最後までアニメーター候補生として体験できる仕掛けが嬉しい

 展示が一通り終わると、変形トイやBlu-ray、パチスロのポスターなどが飾られており、一見オマケの展示に見える。だが、これはアニメで大切なのは作品づくりだけでなく、その後のメディアミックス展開であることを教えている。

 最後までアニメーター候補生として学習できるのは、なかなか体験できるものではない。そういう意味では、このブースの担当者は本当にアニメが好きで、アニメを志す人やファンに向けてのメッセージとして企画したのだろう。

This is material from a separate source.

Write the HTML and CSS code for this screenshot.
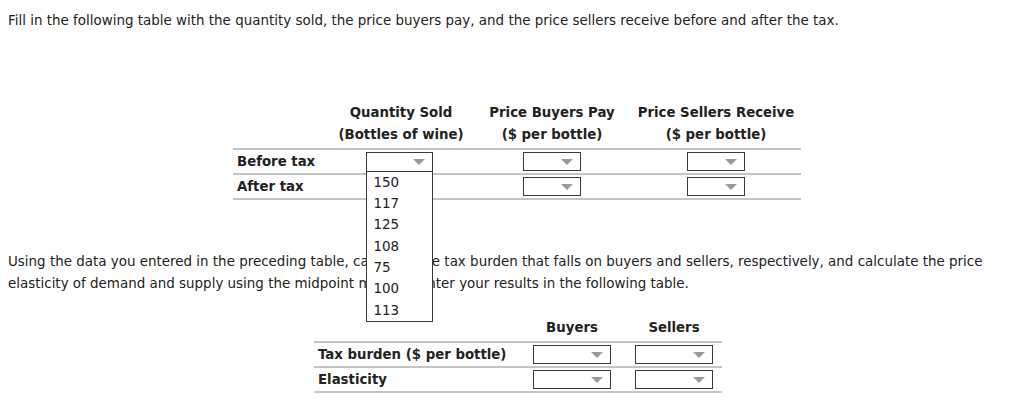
FILE: index.html
```html
<!DOCTYPE html>
<html lang="en">
<head>
  <meta charset="UTF-8">
  <title>Tax table</title>
  <link rel="stylesheet" href="styles.css">
</head>
<body>

  <p class="texto intro">Fill in the following table with the quantity sold, the price buyers pay, and the price sellers receive before and after the tax.</p>

  <table class="tabela tabela-precos">
    <colgroup>
      <col class="c-label">
      <col class="c-qtd">
      <col class="c-comprador">
      <col class="c-vendedor">
    </colgroup>
    <thead>
      <tr>
        <th></th>
        <th>Quantity Sold<br>(Bottles of wine)</th>
        <th>Price Buyers Pay<br>($ per bottle)</th>
        <th>Price Sellers Receive<br>($ per bottle)</th>
      </tr>
    </thead>
    <tbody>
      <tr>
        <td class="rotulo">Before tax</td>
        <td>
          <span class="seletor seletor-qtd aberto">
            <span class="seta"></span>
            <ul class="lista">
              <li>150</li>
              <li>117</li>
              <li>125</li>
              <li>108</li>
              <li>75</li>
              <li>100</li>
              <li>113</li>
            </ul>
          </span>
        </td>
        <td><span class="seletor"><span class="seta"></span></span></td>
        <td><span class="seletor"><span class="seta"></span></span></td>
      </tr>
      <tr>
        <td class="rotulo">After tax</td>
        <td></td>
        <td><span class="seletor"><span class="seta"></span></span></td>
        <td><span class="seletor"><span class="seta"></span></span></td>
      </tr>
    </tbody>
  </table>

  <p class="texto segundo">Using the data you entered in the preceding table, calculate the tax burden that falls on buyers and sellers, respectively, and calculate the price elasticity of demand and supply using the midpoint method. Enter your results in the following table.</p>

  <table class="tabela tabela-carga">
    <colgroup>
      <col class="c-label2">
      <col class="c-comp2">
      <col class="c-vend2">
    </colgroup>
    <thead>
      <tr>
        <th></th>
        <th>Buyers</th>
        <th>Sellers</th>
      </tr>
    </thead>
    <tbody>
      <tr>
        <td class="rotulo">Tax burden ($ per bottle)</td>
        <td><span class="seletor largo"><span class="seta"></span></span></td>
        <td><span class="seletor largo"><span class="seta"></span></span></td>
      </tr>
      <tr>
        <td class="rotulo">Elasticity</td>
        <td><span class="seletor largo"><span class="seta"></span></span></td>
        <td><span class="seletor largo"><span class="seta"></span></span></td>
      </tr>
    </tbody>
  </table>

</body>
</html>
```

FILE: styles.css
```css
body {
  font-family: "DejaVu Sans", Verdana, sans-serif;
  font-size: 13.45px;
  color: #222;
  background: white;
  margin: 0;
  padding: 10px 8px 0 8px;
}

.texto {
  margin: 0;
  line-height: 22px;
}

.tabela {
  border-collapse: collapse;
  table-layout: fixed;
}

.tabela th {
  font-size: 13.3px;
  font-weight: bold;
  text-align: center;
  line-height: 22px;
  padding: 0 0 2px 0;
  border-bottom: 2px solid #c4c4c4;
}

.tabela td {
  height: 23px;
  padding: 0;
  text-align: center;
  vertical-align: middle;
  border-bottom: 2px solid #c4c4c4;
}

.tabela td.rotulo {
  font-size: 13.3px;
  text-align: left;
  font-weight: bold;
  padding-left: 4px;
}

.tabela-precos {
  margin: 70px 0 0 225px;
  width: 568px;
}

.c-label { width: 96px; }
.c-qtd { width: 144px; }
.c-comprador { width: 158px; }
.c-vendedor { width: 170px; }

.segundo {
  margin-top: 51px;
}

.tabela-carga {
  margin: 22px 0 0 306px;
  width: 408px;
}

.c-label2 { width: 204px; }
.c-comp2 { width: 108px; }
.c-vend2 { width: 96px; }

.seletor {
  position: relative;
  display: inline-block;
  vertical-align: middle;
  width: 56px;
  height: 17px;
  border: 1px solid #3a3a3a;
  background: white;
}

.seletor-qtd {
  width: 65px;
  height: 18px;
  margin-right: 4px;
}

.largo {
  width: 76px;
}

.seta {
  position: absolute;
  right: 7px;
  top: 6px;
  width: 0;
  height: 0;
  border-left: 6.5px solid transparent;
  border-right: 6.5px solid transparent;
  border-top: 6px solid #9a9a9a;
}

.lista {
  position: absolute;
  left: -1px;
  top: 18px;
  width: 65px;
  margin: 0;
  padding: 0;
  list-style: none;
  background: white;
  border: 1px solid #3a3a3a;
  text-align: left;
  z-index: 5;
}

.lista li {
  height: 21.4px;
  line-height: 21.4px;
  padding-left: 7px;
}
```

 なお、ブースの外壁にはクリエイター適職チャートがあり、YESとNOを答えるだけで、どのタイプに向いているかがわかる。ちなみに、筆者もやってみたところ、「監督・演出」に向いているとなった。何はともあれ、こちらもぜひトライしてみてほしい。

 最後になるが、外壁には「アクエリオンロゴス」のイラストが大きく描かれているが、その横に「想星のアクエリオン Myth of Emotions」という4作目が制作進行中であることを示すポスターがあった。これは超期待大なのではないだろうか。

 最新作を楽しむためにも、ブースに立ち寄り河森監督のアニメ制作スタイルを知っておくのがオススメだ!